O professor Wilson Thiago é natural de Goiatuba (GO). Aos 13 anos mudou-se para Goiânia, veio de família simples, humilde, pautada pela honestidade e o respeito ao próximo. Há 17 anos é capoeirista. Quando começou treinar, limpava a academia para pagar o treino. Mestre Zumbi foi seu primeiro professor de capoeira. Neste tempo os treinos ocorriam no Centro, na Rua 3.

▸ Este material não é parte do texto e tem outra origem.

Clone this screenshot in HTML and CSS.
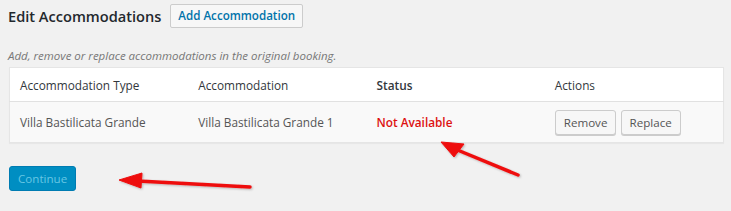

“Os alunos estão apreensivos, com receio de o projeto acabar”, declarou o professor. Mas ele tranquiliza: “Enquanto eu estiver vivo, o nosso projeto não acaba nunca. Deus vai nos abençoar e vamos conseguir outro local”. Chocolate destacou que se for preciso eles vão treinar nas praças do setor. “A garotada não pode ficar prejudicada pela falta de sensibilidade de algumas pessoas”, assegurou ele.
Crespa
A direção do Crespa alegou que o projeto estava desorganizado, não cumpria o horário estabelecido e que muitos vizinhos reclamavam do barulho provocado pelas aulas. Citou também que o consumo de água aumentou muito no local, o que acabou pesando no orçamento do Crespa.
Comissão de moradores
Ao saber do fato, a comissão provisória que responde pela Associação de Moradores do Jardim América, declarou que vai até o Crespa tentar uma negociação para retornar o projeto ao local. Caso não haja acordo, a comissão se propôs ajudar a conseguir outro lugar para que os alunos possam ser contemplados de uma forma digna pelo projeto Capoeira é Vida.
Opinião
É difícil fechar os olhos para esta situação, um projeto como este tem que ser respaldado pela comunidade. Quantas vidas estão sendo salvas? Dezenas! Não podemos esquecer que o ambiente proporcionado pelo professor Chocolate é sadio, carregado de amizade, carinho, segurança, responsabilidade, dedicação, amor, misericórdia e fé.
Fico indignado com os agentes públicos que nada fazem para fomentar o projeto. Uma coisa eles sabem fazer muito bem: criar o 14º e 15º salários.